Three properties make this pattern work well with Vector. First, the Parquet sink is first-party. Vector's aws_s3 sink supports a parquet codec that batches events into columnar files, which is the file format every modern lakehouse engine wants, so there is no external converter, no Spark job, and no intermediate format to maintain. Second, the Kafka source and sink are mature. If your architecture puts Kafka between collection and routing (a pattern I see in roughly half of large security deployments), Vector slots in on both sides of the bus. Third, the Datadog Agent source means Vector can ingest from any environment that already runs Datadog, which is a meaningful chunk of enterprise infrastructure. You can route Datadog telemetry to a security lake without buying additional Datadog product, which is an unusual property for an open-source tool to have.

The schema question is harder. Vector has no native OCSF normalization. You write VRL to map source events into OCSF fields, which is straightforward for simple cases (CloudTrail to OCSF Authentication, say) and tedious for complex ones. Cribl has Packs and Tenzir has OCSF as a first-class schema; Vector has VRL and a documentation expectation that you'll write the mapping yourself, which is friction for a team that wants OCSF as the canonical schema, though for a team that's already committed to a custom schema (Huntress, for instance, has its own ClickHouse table design) the absence barely registers.
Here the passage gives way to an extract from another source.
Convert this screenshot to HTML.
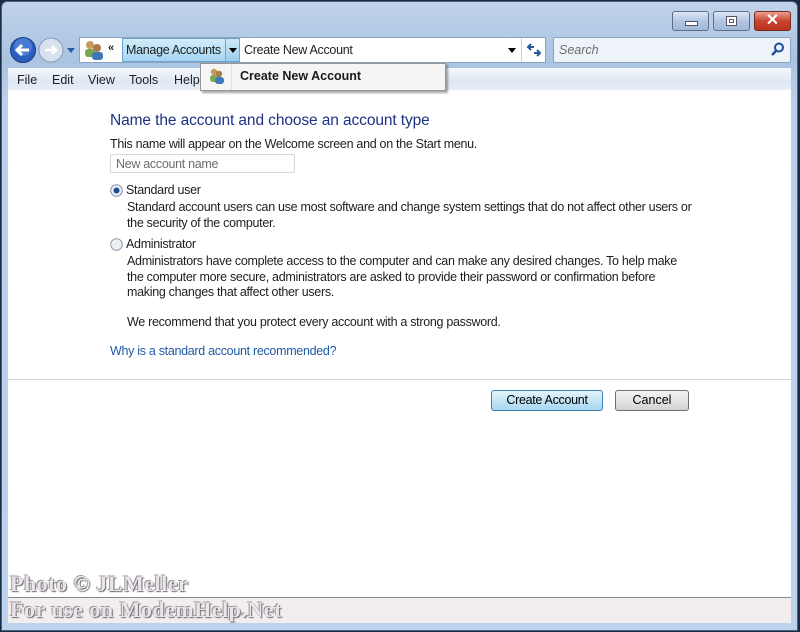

What the VRL effort buys, though, is parity rather than a worse result, and I have a first-party check to ground that. On the MOAR reference stack I routed the same raw Okta event to OCSF Authentication three ways (Vector's hand-written VRL, Tenzir's native OCSF mapping, and Fluent Bit's Lua path, swapped in with ./moar swap-router on a single host), and all three produced the identical OCSF Authentication contract: class_uid 3002, activity_id 1 or 2, the user, the source IP. So the hand-written mapping lands exactly where the native one does, which means the OCSF friction in Vector is the cost of authoring the mapping, not a downgrade in what you end up with. I want to be careful about what that proves: it's a contract-equality check on one source (Okta Authentication) on one host, a portability proof rather than a throughput figure, and the Huntress numbers above are the practitioner-reported scale evidence, not this. Where I do have a first-party throughput floor is my own ingest bench (sdw-lab, single host, Tier B): Vector sustained about 26.1k events/sec, below the routers built for raw throughput — rsyslog at 93.7k and Tenzir at 89.6k — which fits Vector's design as a transform-and-route layer rather than a line-rate shipper, and is the kind of measured ceiling worth sizing against rather than a vendor's peak number.

The trade-off

Vector vs Cribl: open-source TCO against operator UX.
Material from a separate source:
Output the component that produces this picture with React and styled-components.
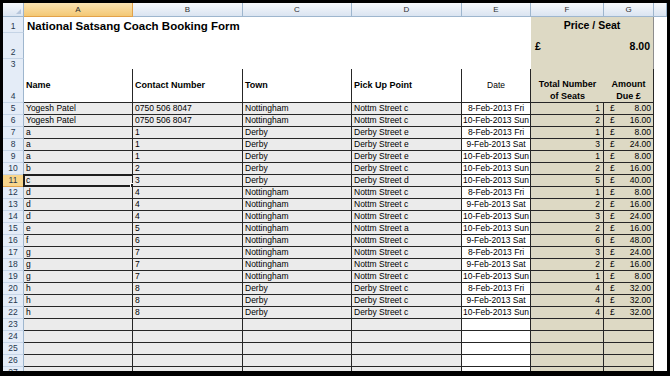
import React from "react";
import styled, { createGlobalStyle } from "styled-components";

// column template: row header, A..G, then the empty H strip
const COLS = "21px 109px 110px 109px 110px 69px 73px 50px 13px";
const LINE = "#262626";
const TAN = "#ddd9c4";
const GREY = "#ebebeb";

const GlobalStyle = createGlobalStyle`
  html, body {
    margin: 0;
    padding: 0;
    background: #000;
  }
  body {
    font-family: "Liberation Sans", Arial, sans-serif;
    color: #000;
  }
`;

const Frame = styled.div`
  width: 670px;
  height: 376px;
  padding: 3px 3px 5px 3px;
  box-sizing: border-box;
  background: #000;
`;

const Sheet = styled.div`
  width: 664px;
  height: 368px;
  overflow: hidden;
  background: #fff;
`;

const Row = styled.div`
  display: grid;
  grid-template-columns: ${COLS};
  height: ${(p) => p.$h}px;
`;

const ColHead = styled.div`
  box-sizing: border-box;
  display: flex;
  align-items: center;
  justify-content: center;
  font-size: 8px;
  color: #2c2c2c;
  border-right: 1px solid ${(p) => (p.$active ? "#e2a24a" : "#9eb6ce")};
  border-bottom: 1px solid ${(p) => (p.$active ? "#e2a24a" : "#9eb6ce")};
  background: ${(p) =>
    p.$active
      ? "linear-gradient(to bottom, #fbe3b1, #f4c874)"
      : "linear-gradient(to bottom, #f7f9fc, #dae4f1)"};
`;

const Corner = styled(ColHead)`
  position: relative;
  &::after {
    content: "";
    position: absolute;
    right: 2px;
    bottom: 2px;
    border-left: 5px solid transparent;
    border-bottom: 5px solid #b6c6dc;
  }
`;

const RowHead = styled.div`
  box-sizing: border-box;
  display: flex;
  align-items: flex-end;
  justify-content: center;
  padding-bottom: 1px;
  font-size: 8.5px;
  line-height: 10px;
  color: #26384f;
  border-right: 1px solid ${(p) => (p.$active ? "#e2a24a" : "#9eb6ce")};
  border-bottom: 1px solid ${(p) => (p.$active ? "#e2a24a" : "#c5d4e6")};
  background: ${(p) => (p.$active ? "#f8d58b" : "#e4ecf7")};
`;

const Cell = styled.div`
  position: relative;
  box-sizing: border-box;
  display: flex;
  align-items: ${(p) => p.$v || "flex-end"};
  justify-content: ${(p) => p.$h || "flex-start"};
  padding: 0 ${(p) => (p.$pr != null ? p.$pr : 2)}px 0 ${(p) => (p.$pl != null ? p.$pl : 2)}px;
  background: ${(p) => p.$bg || "#fff"};
  border-right: ${(p) => (p.$r ? `1px solid ${p.$r}` : "none")};
  border-bottom: ${(p) => (p.$b ? `${p.$bw || 1}px solid ${p.$b}` : "none")};
  font-size: ${(p) => p.$size || 8.5}px;
  font-weight: ${(p) => (p.$bold ? 700 : 400)};
  line-height: 11px;
  white-space: nowrap;
  text-align: ${(p) => p.$ta || "left"};
`;

const Span = styled(Cell)`
  grid-column: span ${(p) => p.$span};
`;

const Title = styled.span`
  font-size: 11.5px;
  font-weight: 700;
  line-height: 14px;
`;

const Stack = styled.div`
  display: flex;
  flex-direction: column;
  align-items: center;
  line-height: 12px;
  padding-bottom: 0;
`;

const Selection = styled.div`
  position: absolute;
  left: -1px;
  top: -1px;
  right: -2px;
  bottom: -1px;
  border: 2px solid #1e1e1e;
  pointer-events: none;
  &::after {
    content: "";
    position: absolute;
    right: -4px;
    bottom: -4px;
    width: 4px;
    height: 4px;
    background: #1e1e1e;
    border: 1px solid #fff;
  }
`;

const rows = [
  ["Yogesh Patel", "0750 506 8047", "Nottingham", "Nottm Street c", "8-Feb-2013 Fri", 1, "8.00"],
  ["Yogesh Patel", "0750 506 8047", "Nottingham", "Nottm Street c", "10-Feb-2013 Sun", 2, "16.00"],
  ["a", "1", "Derby", "Derby Street e", "8-Feb-2013 Fri", 1, "8.00"],
  ["a", "1", "Derby", "Derby Street e", "9-Feb-2013 Sat", 3, "24.00"],
  ["a", "1", "Derby", "Derby Street e", "10-Feb-2013 Sun", 1, "8.00"],
  ["b", "2", "Derby", "Derby Street c", "10-Feb-2013 Sun", 2, "16.00"],
  ["c", "3", "Derby", "Derby Street d", "10-Feb-2013 Sun", 5, "40.00"],
  ["d", "4", "Nottingham", "Nottm Street c", "8-Feb-2013 Fri", 1, "8.00"],
  ["d", "4", "Nottingham", "Nottm Street c", "9-Feb-2013 Sat", 2, "16.00"],
  ["d", "4", "Nottingham", "Nottm Street c", "10-Feb-2013 Sun", 3, "24.00"],
  ["e", "5", "Nottingham", "Nottm Street a", "10-Feb-2013 Sun", 2, "16.00"],
  ["f", "6", "Nottingham", "Nottm Street c", "9-Feb-2013 Sat", 6, "48.00"],
  ["g", "7", "Nottingham", "Nottm Street c", "8-Feb-2013 Fri", 3, "24.00"],
  ["g", "7", "Nottingham", "Nottm Street c", "9-Feb-2013 Sat", 2, "16.00"],
  ["g", "7", "Nottingham", "Nottm Street c", "10-Feb-2013 Sun", 1, "8.00"],
  ["h", "8", "Derby", "Derby Street c", "8-Feb-2013 Fri", 4, "32.00"],
  ["h", "8", "Derby", "Derby Street c", "9-Feb-2013 Sat", 4, "32.00"],
  ["h", "8", "Derby", "Derby Street c", "10-Feb-2013 Sun", 4, "32.00"],
];

const blanks = [23, 24, 25, 26, 27];

const DataRow = ({ n, data, selected }) => {
  const [name, contact, town, pick, date, seats, amount] = data || [];
  return (
    <Row $h={12}>
      <RowHead $active={selected}>{n}</RowHead>
      <Cell $bg={GREY} $r={LINE} $b={LINE}>
        {name}
        {selected && <Selection />}
      </Cell>
      <Cell $bg={GREY} $r={LINE} $b={LINE}>{contact}</Cell>
      <Cell $bg={GREY} $r={LINE} $b={LINE}>{town}</Cell>
      <Cell $bg={GREY} $r={LINE} $b={LINE}>{pick}</Cell>
      <Cell $r={LINE} $b={LINE} $h="center">{date}</Cell>
      <Cell $bg={TAN} $r={LINE} $b={LINE} $h="flex-end" $pr={3}>{seats}</Cell>
      <Cell $bg={TAN} $r={LINE} $b={LINE} $h="space-between" $pl={6} $pr={2}>
        {data && (
          <>
            <span>£</span>
            <span>{amount}</span>
          </>
        )}
      </Cell>
      <Cell />
    </Row>
  );
};

const App = () => (
  <>
    <GlobalStyle />
    <Frame>
      <Sheet>
        <Row $h={14}>
          <Corner />
          <ColHead $active>A</ColHead>
          <ColHead>B</ColHead>
          <ColHead>C</ColHead>
          <ColHead>D</ColHead>
          <ColHead>E</ColHead>
          <ColHead>F</ColHead>
          <ColHead>G</ColHead>
          <ColHead />
        </Row>

        <Row $h={16}>
          <RowHead>1</RowHead>
          <Span $span={5} $pl={3}>
            <Title>National Satsang Coach Booking Form</Title>
          </Span>
          <Span $span={2} $bg={TAN} $r="#8c8c8c" $h="center" $v="center" $size={10.5} $bold>
            Price / Seat
          </Span>
          <Cell />
        </Row>

        <Row $h={26}>
          <RowHead>2</RowHead>
          <Span $span={5} />
          <Cell $bg={TAN} $v="center" $size={10.5} $bold $pl={4}>£</Cell>
          <Cell $bg={TAN} $r="#8c8c8c" $v="center" $h="flex-end" $size={10.5} $bold $pr={3}>
            8.00
          </Cell>
          <Cell />
        </Row>

        <Row $h={10}>
          <RowHead>3</RowHead>
          <Span $span={5} $b={LINE} $bw={2} />
          <Cell $bg={TAN} $b={LINE} $bw={2} />
          <Cell $bg={TAN} $r="#8c8c8c" $b={LINE} $bw={2} />
          <Cell />
        </Row>

        <Row $h={34}>
          <RowHead>4</RowHead>
          <Cell $r={LINE} $b={LINE} $v="center" $size={9} $bold>Name</Cell>
          <Cell $r={LINE} $b={LINE} $v="center" $size={9} $bold>Contact Number</Cell>
          <Cell $r={LINE} $b={LINE} $v="center" $size={9} $bold>Town</Cell>
          <Cell $r={LINE} $b={LINE} $v="center" $size={9} $bold>Pick Up Point</Cell>
          <Cell $r={LINE} $b={LINE} $v="center" $h="center">Date</Cell>
          <Cell $bg={TAN} $b={LINE} $h="center" $size={9} $bold>
            <Stack>
              <span>Total Number</span>
              <span>of Seats</span>
            </Stack>
          </Cell>
          <Cell $bg={TAN} $r={LINE} $b={LINE} $h="center" $size={9} $bold>
            <Stack>
              <span>Amount</span>
              <span>Due £</span>
            </Stack>
          </Cell>
          <Cell />
        </Row>

        {rows.map((r, i) => (
          <DataRow key={i} n={i + 5} data={r} selected={i + 5 === 11} />
        ))}
        {blanks.map((n) => (
          <DataRow key={n} n={n} />
        ))}
      </Sheet>
    </Frame>
  </>
);

export default App;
The honest Vector-versus-Cribl framing has little to do with whether open-source or commercial is better, because what actually separates them is that Vector and Cribl solve the same routing problem while making opposite trades on who absorbs the operational complexity. Cribl moves it into a vendor that you pay $0.10-0.30/GB to operate, whereas Vector moves it into your engineering team that you already pay regardless, so which trade is cheaper depends on your scale, your engineering depth, and how much you value the operator UX that Cribl does better.

Where Vector wins on substance: total cost of ownership. The Huntress economics scale: a 10 TB/day deployment self-managed on Vector is roughly $150-250K/year all-in (infrastructure, monitoring, engineer fractional time), versus $600-900K/year for the same workload on Cribl Stream Cloud. The Rust runtime uses less CPU and less RAM than Logstash or Fluentd for equivalent throughput, which is why Huntress can run 200K rec/sec at production-feasible hardware cost. The single-binary deployment is simpler to operate than Cribl's leader-plus-worker control plane, especially inside Kubernetes where a Vector DaemonSet plus a Vector aggregator Deployment is the entire operational surface. And there is no pipeline-language lock-in. VRL is portable in the sense that the runtime is Apache 2.0 and forkable, and the transformation logic is plain text that you own.

Where Cribl wins on substance is operator experience, because Cribl has a UI in which pipeline authors can drag, drop, preview events in real time, see the transformation result live, and ship a config without writing VRL. The Packs library covers a hundred-plus common log sources with vendor-tested parsing, and PII detection, sensitive-data masking, and routing-by-rule arrive as first-class UI features rather than VRL functions you write yourself, while the Routes abstraction lets a non-engineer author the "if-this-event-then-that-sink" rules without touching a config file. None of this is impossible to build on Vector (every Cribl feature has a VRL equivalent), but the operator burden of building it is real, and for a security team without dedicated data-engineering headcount, that burden is the constraint that decides the outcome.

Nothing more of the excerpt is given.